Dear LastPass,
Hi there. Let’s not share any illusions that anyone who makes decisions will actually read this letter, though I will be sending a copy through your customer support portal anyway, where some poor Tier 1 sod will have to skim it before giving a canned response and closing the ticket. I feel for that person, because I’ve been that person before, but maybe, if I’m lucky, adding myself to the statistics of users leaving your system will help get a message through.
I read your blog post announcing your crippling your basic features for free-tier users. I’m glad you emailed a copy to me, since I consulted with a number of colleagues and several of them received no notification at all, and thus would have presumably reached March 16 only to find that they were finding their normal daily use of Lastpass hostaged without notification. It’s so much more genteel to tell your users in advance of your plans to hostage them, isn’t it?
And let’s make no bones about this whatsoever. Your little pivot is precisely that– it’s a hostaging. You’ve invited in ordinary users with the promise of a free password vault (plus some minor frills) that functions across their entire digital life. These users entrusted their personal online security to you, accepting that the quagmire of modern passwords would require some tools to keep things properly managed. They came to rely on you. They, also, are the sort of people who likely have both a smartphone and a PC.
And once you had them all locked in, you told them that you were going to cut them off from their passwords on at least one of their critical devices unless they paid you money. You decided to take ordinary people’s digital lives and hold them hostage for money. How incredibly sleazy of you.

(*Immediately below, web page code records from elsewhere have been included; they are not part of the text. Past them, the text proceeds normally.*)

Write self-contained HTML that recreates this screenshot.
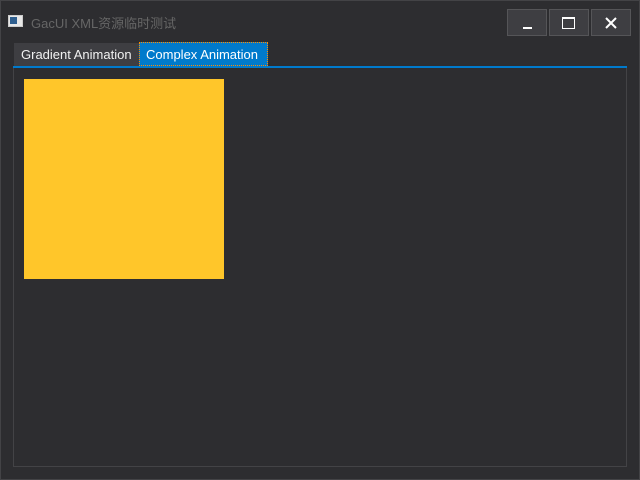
<!DOCTYPE html>
<html><head><meta charset="utf-8"><style>
*{margin:0;padding:0;box-sizing:border-box}
body{width:640px;height:480px;background:#2d2d30;position:relative;overflow:hidden;font-family:"Segoe UI","Liberation Sans","Noto Sans CJK SC",sans-serif}
.a{position:absolute}
.btn{position:absolute;top:9px;width:40px;height:27px;background:#3e3e42;border:1px solid #555558}
</style></head><body>
<div class="a" style="left:0;top:0;width:640px;height:480px;border:1px solid #434346"></div>
<div class="a" style="left:8px;top:15px;width:15px;height:12px;background:#e8e8e8;border:1px solid #ccc"></div>
<div class="a" style="left:10px;top:17px;width:7px;height:7px;background:#2f5f8f"></div>
<div class="a" style="left:31px;top:15px;font-size:13px;color:#666;line-height:18px">GacUI XML资源临时测试</div>
<div class="btn" style="left:507px"><div class="a" style="left:15px;top:17px;width:9px;height:2px;background:#fff"></div></div>
<div class="btn" style="left:549px"><div class="a" style="left:12px;top:7px;width:13px;height:12px;border:1px solid #fff;border-top-width:2px"></div></div>
<div class="btn" style="left:591px"><svg class="a" style="left:13px;top:7px" width="12" height="12"><path d="M1 1L11 11M11 1L1 11" stroke="#fff" stroke-width="2"/></svg></div>
<div class="a" style="left:14px;top:43px;width:125px;height:23px;background:#3e3e42;color:#f1f1f1;font-size:13px;line-height:24px;padding-left:7px">Gradient Animation</div>
<div class="a" style="left:139px;top:42px;width:129px;height:24px;background:#007acc;color:#fff;font-size:13px;line-height:24px;padding-left:6px;border:1px dotted #ff8c00">Complex Animation</div>
<div class="a" style="left:13px;top:66px;width:614px;height:2px;background:#007acc"></div>
<div class="a" style="left:13px;top:68px;width:614px;height:399px;border:1px solid #434346;border-top:none"></div>
<div class="a" style="left:24px;top:79px;width:200px;height:200px;background:#ffc62a"></div>
</body></html>
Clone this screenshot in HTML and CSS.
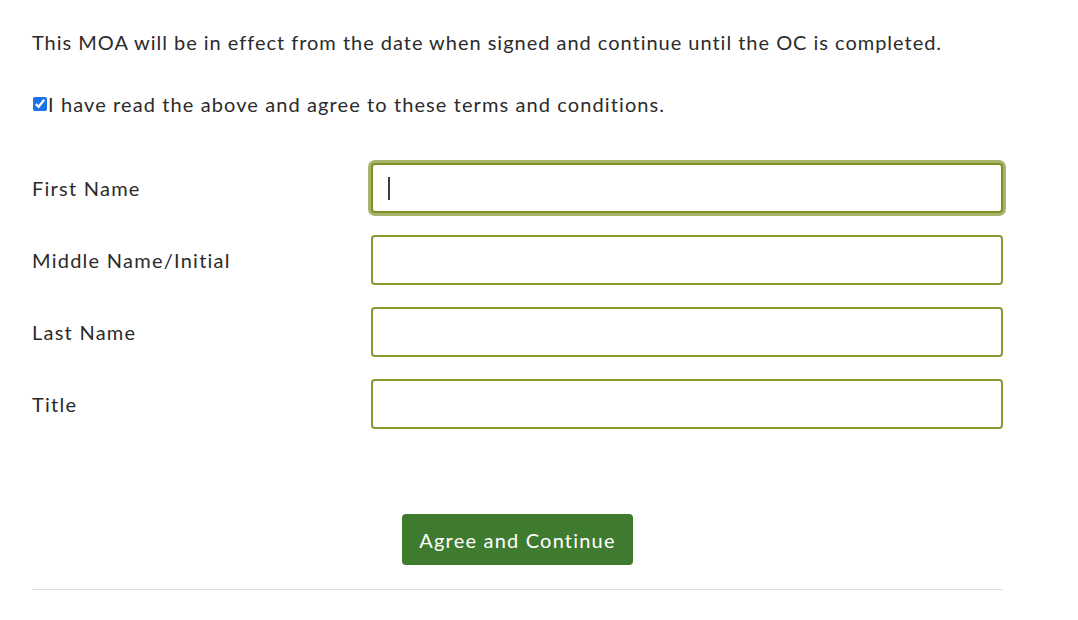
FILE: index.html
```html
<!DOCTYPE html>
<html>
<head>
<meta charset="utf-8">
<link rel="stylesheet" href="styles.css">
</head>
<body>
<div class="page">
  <p class="intro">This MOA will be in effect from the date when signed and continue until the OC is completed.</p>
  <label class="agree"><input type="checkbox" checked>I have read the above and agree to these terms and conditions.</label>
  <div class="form">
    <label class="lbl">First Name</label>
    <div class="field focused"><span class="caret"></span></div>
    <label class="lbl">Middle Name/Initial</label>
    <div class="field"></div>
    <label class="lbl">Last Name</label>
    <div class="field"></div>
    <label class="lbl">Title</label>
    <div class="field"></div>
  </div>
  <div class="actions">
    <button class="btn">Agree and Continue</button>
  </div>
  <hr class="rule">
</div>
</body>
</html>
```

FILE: styles.css
```css
html, body {
  margin: 0;
  padding: 0;
  background: #fff;
}
body {
  font-family: "Lato", "Noto Sans", sans-serif;
  color: #2b2b2b;
  font-size: 20px;
}
.page {
  width: 971px;
  padding: 30px 0 0 32px;
}
.intro {
  margin: 0;
  line-height: 24px;
  letter-spacing: 0.98px;
}
.agree {
  display: flex;
  align-items: center;
  margin-top: 38px;
  line-height: 24px;
  letter-spacing: 1.1px;
}
.agree input {
  margin: 0 1px 0 1px;
  width: 14px;
  height: 14px;
  accent-color: #1a73e8;
}
.form {
  display: grid;
  grid-template-columns: 339px 1fr;
  row-gap: 22px;
  align-items: center;
  margin-top: 47px;
}
.lbl {
  letter-spacing: 1.25px;
}
.field {
  height: 46px;
  border: 2px solid #88992e;
  border-radius: 4px;
  background: #fff;
  display: flex;
  align-items: center;
}
.field.focused {
  box-shadow: 0 0 0 3px #a9b46b;
  border-color: #7f9026;
}
.caret {
  width: 2px;
  height: 23px;
  background: #3a3d42;
  margin-left: 15px;
}
.actions {
  display: flex;
  padding-left: 370px;
  margin-top: 85px;
}
.btn {
  font-family: inherit;
  font-size: 20px;
  color: #fff;
  background: #3f7b2f;
  border: none;
  border-radius: 4px;
  width: 231px;
  height: 51px;
  padding: 0;
  letter-spacing: 1.2px;
}
.rule {
  margin: 24px 0 0 0;
  border: none;
  border-top: 1px solid #dedede;
}
```
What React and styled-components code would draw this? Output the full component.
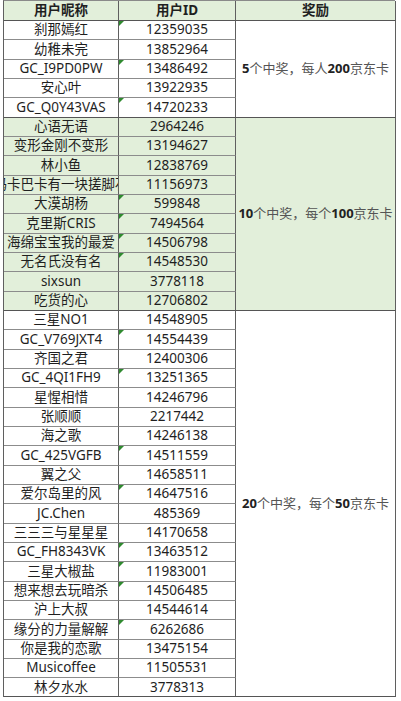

My colleagues in free and open source software (FOSS) are often incredibly skeptical about the trends in capitalist cloud computing. They’ve complained for years about the dangers of a Web where users consolidate their trust and critical services to an oligopoly with an ever-decreasing number of players. They have always been at least theoretically correct that entrusting one’s critical data to a remote and faceless third party creates a power relationship ripe for exploitation, and that, ultimately, the drive to extract profits will encourage exploitation in that relationship. And, for years, I have considered those warnings purely theoretical. A large number of companies providing essential cloud services for free have had to the good sense to keep their exploitation of their user base on the down low, opting for a quiet and indirect mode of exploitation through analytics and advertising. Others have seen free services as a loss leader, a way to keep the brand’s name in people’s minds so that, when an entire company suddenly needs the “enterprise edition” of that given service, someone in the sales department would have a contract with a very large figure on it ready to go.
These methods of exploiting user data have, for me, seemed tolerable costs of accepting a third party take responsiblity for keeping that data safe, and it’s been a common part of the business for some time. I’ve defended it as a necessity of modern life, and I’ve noted that there really haven’t been situations where users’ suddenly found their access to their data threatened for a ransom.
And then y’all came along and said “Nice impossible-to-remember passwords you’ve got there. Shame if something…happened to them.” Please spare everyone some tired refrain about how free-tier users still can access passwords from a single class of device. Digital life is lived on a PC and a phone these days, and eventually, everyone needs their passwords on both. You came along and demonstrated a willingness to cripple your necessary utility for a lousy $27 per user.
Let’s also not make this about the immense costs that free-tier users are causing you. You’re a password vault. Your data storage costs per user are miniscule. The apps used to retrieve passwords are not large and complex. Your highest cost on free users is support, and that’s easily solved by…charging your free users for support. In fact, it’s obvious that this isn’t about the burden of free users because you have locked free users out from a class of devices rather than, say, limiting the number of passwords or disabling your security audit features or things like that. Note that you didn’t also just start inconveniencing new users and keep your existing ones grandfathered-in. This was never about what this costs you and absolutely about what you could extract by threatening normal user habits.
So, as of yesterday, I’ve created my own Nextcloud instance and migrated my passwords. I’ve confirmed that the Nextcloud password mobile app and browser extension work well enough. I’m joining the “self hosting” movement. Will this cost me more than your $27/yr ransom? Yes, it will. At least, it will in the short term. Who knows what you’ll cripple-for-pay in the future.
But you know what? I consider the slightly higher costs of hosting my own password vault to be worth it just to spite companies like you. People like me didn’t ask for much, just that you keep your exploitation of your locked-in user base a bit sub rosa. But you couldn’t even keep to that. You had to go and show everyone that giving your data to someone else is an invitation to be held hostage. And you did it with some of the most secure and critical data that users had.
I’m gone. I don’t need you. I’ll offer a password vault to every friend I can completely free of charge. It’s an act of kindness to do so, because they clearly can’t trust people like you.